Legislative History and Commentary
The court examined the legislative history and commentary accompanying the IUCCC to clarify its intent. The original commentary indicated that out-of-state lenders making loans through the mail do not need to be licensed if they receive evidence of debt outside Indiana. The court highlighted that despite subsequent amendments to the statute, there was no indication that the extraterritorial applicability of the licensing requirements had changed. The court concluded that because the Indiana legislature had not altered this guidance in any significant way, it remained persuasive in interpreting the statute's licensing requirements for out-of-state entities.

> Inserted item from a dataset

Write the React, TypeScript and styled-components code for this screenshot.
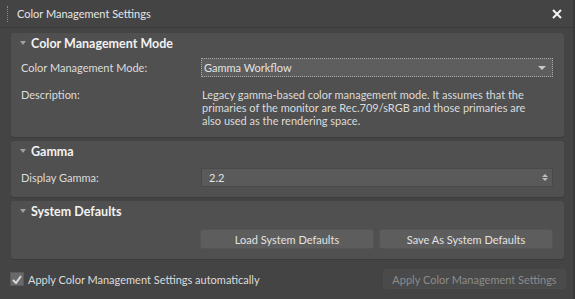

Havens' Alternative Argument
Havens also argued that if Portfolio Investment Exchange did not need an IUCCC loan license, it should be licensed as a collection agency in Indiana. However, the court found this argument unconvincing, as it conflicted with the established commentary and statutory exemptions. The court pointed out that the IUCCC specifically exempts licensed collection agencies from needing a separate loan license. Therefore, if the statute already provided exemptions for out-of-state companies without a physical presence, Havens' interpretation would render portions of the statute superfluous, which contradicted principles of statutory interpretation that aim to avoid meaningless language in the law.
Conclusion and Dismissal
Ultimately, the court granted the defendants' motions to dismiss Havens' complaint, concluding that Portfolio Investment Exchange was not required to obtain a license to collect consumer debts in Indiana because it lacked a physical presence in the state. The court dismissed the complaint without prejudice, allowing Havens the opportunity to amend her allegations if she wished to further pursue her claims. This decision underscored the importance of understanding the implications of statutory interpretation and the relevance of legislative commentary in determining the applicability of licensing requirements for out-of-state entities engaged in debt collection activities in Indiana.